Permissive Intervention Analysis
Turning to the issue of permissive intervention under Rule 24(b)(2), the court considered whether the Shipowners could be allowed to intervene based on common questions of law or fact with Vazman's claims. It noted that permissive intervention is discretionary and hinges on the existence of a commonality between the claims. The court found that the only potential overlap between the Shipowners' claims and Vazman's claims was the issue of the actual delay at the Nigerian port, which was not in dispute. The court reasoned that the Shipowners' claims against Finaves were entirely independent of the current action, as they arose from contractual obligations that involved a party outside the jurisdiction of the court. The court also highlighted the likelihood that allowing intervention would lead to significant delays and complications in the case, as the resolution of the Shipowners' claims would not yield any binding results on Finaves. Given the minimal benefit to the Shipowners and the potential for undue delay, the court concluded that permissive intervention should also be denied.
Conclusion of the Court
Ultimately, the court found that the Shipowners did not have a legitimate claim to intervene in the action between Vazman and Fidelity. The court's analysis highlighted the importance of establishing a direct and significant interest in the subject matter for intervention rights, as well as the necessity of showing that existing parties would not adequately represent that interest.

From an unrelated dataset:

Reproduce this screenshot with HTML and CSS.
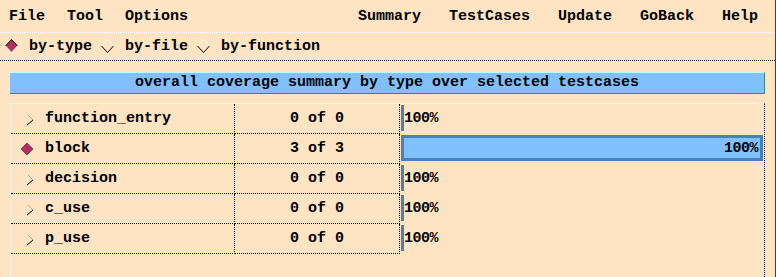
FILE: index.html
```html
<!DOCTYPE html>
<html>
<head>
<meta charset="utf-8">
<link rel="stylesheet" href="styles.css">
</head>
<body>
<div class="win">
  <div class="menubar">
    <div class="menu-left"><span>File</span><span>Tool</span><span>Options</span></div>
    <div class="menu-right"><span>Summary</span><span>TestCases</span><span>Update</span><span>GoBack</span><span>Help</span></div>
  </div>
  <div class="radiobar">
    <div class="radio">
      <svg class="rind" width="14" height="14" viewBox="0 0 14 14">
        <polygon points="6.5,0.5 12.5,7 6.5,13.5 0.5,7" fill="#b03060"/>
        <polyline points="0.5,7 6.5,0.5 12.5,7" fill="none" stroke="#000" stroke-width="1"/>
        <polyline points="0.5,7 6.5,13.5 12.5,7" fill="none" stroke="#fff" stroke-width="1"/>
      </svg>
      <span>by-type</span>
    </div>
    <div class="radio">
      <svg class="rind" width="14" height="14" viewBox="0 0 14 14">
        <polyline points="0.5,7 6.5,0.5 12.5,7" fill="none" stroke="#fff" stroke-width="1"/>
        <polyline points="0.5,7 6.5,13.5 12.5,7" fill="none" stroke="#000" stroke-width="1"/>
      </svg>
      <span>by-file</span>
    </div>
    <div class="radio">
      <svg class="rind" width="14" height="14" viewBox="0 0 14 14">
        <polyline points="0.5,7 6.5,0.5 12.5,7" fill="none" stroke="#fff" stroke-width="1"/>
        <polyline points="0.5,7 6.5,13.5 12.5,7" fill="none" stroke="#000" stroke-width="1"/>
      </svg>
      <span>by-function</span>
    </div>
  </div>
  <div class="title">overall coverage summary by type over selected testcases</div>
  <div class="table">
    <div class="row">
      <div class="name">
        <svg class="ind" width="14" height="14" viewBox="0 0 14 14"><polyline points="7,3 12,8" fill="none" stroke="#b8a890" stroke-width="1"/><polyline points="12,8 6,13" fill="none" stroke="#000" stroke-width="1"/></svg>
        <span>function_entry</span>
      </div>
      <div class="count">0 of 0</div>
      <div class="barcell"><div class="track"><div class="bar empty"></div><span class="pct">100%</span></div></div>
    </div>
    <div class="row">
      <div class="name">
        <svg class="ind" width="14" height="14" viewBox="0 0 14 14"><polygon points="6,1 12,7 6,13 0,7" fill="#b03060" stroke="#8a2048" stroke-width="0.8"/></svg>
        <span>block</span>
      </div>
      <div class="count">3 of 3</div>
      <div class="barcell"><div class="track"><div class="bar full"><span class="pct">100%</span></div></div></div>
    </div>
    <div class="row">
      <div class="name">
        <svg class="ind" width="14" height="14" viewBox="0 0 14 14"><polyline points="7,3 12,8" fill="none" stroke="#b8a890" stroke-width="1"/><polyline points="12,8 6,13" fill="none" stroke="#000" stroke-width="1"/></svg>
        <span>decision</span>
      </div>
      <div class="count">0 of 0</div>
      <div class="barcell"><div class="track"><div class="bar empty"></div><span class="pct">100%</span></div></div>
    </div>
    <div class="row">
      <div class="name">
        <svg class="ind" width="14" height="14" viewBox="0 0 14 14"><polyline points="7,3 12,8" fill="none" stroke="#b8a890" stroke-width="1"/><polyline points="12,8 6,13" fill="none" stroke="#000" stroke-width="1"/></svg>
        <span>c_use</span>
      </div>
      <div class="count">0 of 0</div>
      <div class="barcell"><div class="track"><div class="bar empty"></div><span class="pct">100%</span></div></div>
    </div>
    <div class="row">
      <div class="name">
        <svg class="ind" width="14" height="14" viewBox="0 0 14 14"><polyline points="7,3 12,8" fill="none" stroke="#b8a890" stroke-width="1"/><polyline points="12,8 6,13" fill="none" stroke="#000" stroke-width="1"/></svg>
        <span>p_use</span>
      </div>
      <div class="count">0 of 0</div>
      <div class="barcell"><div class="track"><div class="bar empty"></div><span class="pct">100%</span></div></div>
    </div>
  </div>
</div>
</body>
</html>
```
FILE: styles.css
```css
html, body {
  margin: 0;
  padding: 0;
  background: #ffe4c4;
}
.win {
  width: 775px;
  height: 277px;
  border-right: 1px solid #e00000;
  font-family: "Liberation Mono", "DejaVu Sans Mono", monospace;
  font-weight: bold;
  font-size: 15px;
  color: #000;
  overflow: hidden;
  display: flex;
  flex-direction: column;
}
.menubar {
  height: 31px;
  border-bottom: 1px dotted #fff;
  display: flex;
  justify-content: space-between;
  align-items: center;
  padding-top: 1px;
  box-sizing: content-box;
}
.menu-left {
  display: flex;
  gap: 22px;
  padding-left: 9px;
}
.menu-right {
  display: flex;
  gap: 28px;
  padding-right: 17px;
}
.radiobar {
  width: 775px;
  height: 28px;
  box-sizing: content-box;
  border-bottom: 1px dotted #000;
  border-right: 1px dotted #000;
  display: flex;
  align-items: center;
  padding-left: 5px;
  gap: 9px;
  margin-top: -1px;
}
.radio {
  display: flex;
  align-items: center;
  gap: 10px;
}
.rind {
  display: block;
}
.title {
  margin: 11px 0 0 10px;
  width: 755px;
  height: 22px;
  box-sizing: border-box;
  background: #80c0ff;
  border-top: 1px solid #c0ffff;
  border-bottom: 1px solid #408080;
  border-right: 1px solid #408080;
  text-align: center;
  line-height: 20px;
}
.table {
  margin: 9px 0 0 10px;
  width: 755px;
  box-sizing: border-box;
  border-top: 1px dotted #fff;
  border-left: 1px dotted #fff;
  border-right: 1px dotted #000;
  flex: 1;
}
.row {
  display: flex;
  height: 30px;
}
.name {
  width: 224px;
  box-sizing: border-box;
  border-right: 1px dotted #000;
  border-bottom: 1px dotted #000;
  display: flex;
  align-items: center;
  padding-left: 10px;
  gap: 10px;
}
.ind {
  display: block;
}
.count {
  width: 165px;
  box-sizing: border-box;
  border-right: 1px dotted #000;
  border-bottom: 1px dotted #000;
  display: flex;
  align-items: center;
  justify-content: center;
}
.barcell {
  flex: 1;
  padding: 1px 1px 0 1px;
}
.track {
  height: 26px;
  display: flex;
  align-items: center;
}
.bar {
  height: 26px;
  box-sizing: border-box;
}
.bar.empty {
  width: 3px;
  background: #4682b4;
}
.bar.full {
  width: 100%;
  border: 3px solid #4682b4;
  background: #80c0ff;
  display: flex;
  align-items: center;
  justify-content: flex-end;
  padding-right: 2px;
}
.pct {
  letter-spacing: -0.5px;
}
```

The Shipowners' reliance on their status as third-party beneficiaries was insufficient, and their claims were intrinsically linked to their contracts with Finaves, which were not part of the current litigation. The court emphasized that allowing the Shipowners to intervene would not only complicate the case but would also fail to provide any meaningful benefit to them. Thus, the court denied the motion for both intervention as of right and permissive intervention, concluding that the procedural limits set forth in the Federal Rules of Civil Procedure were not met by the Shipowners.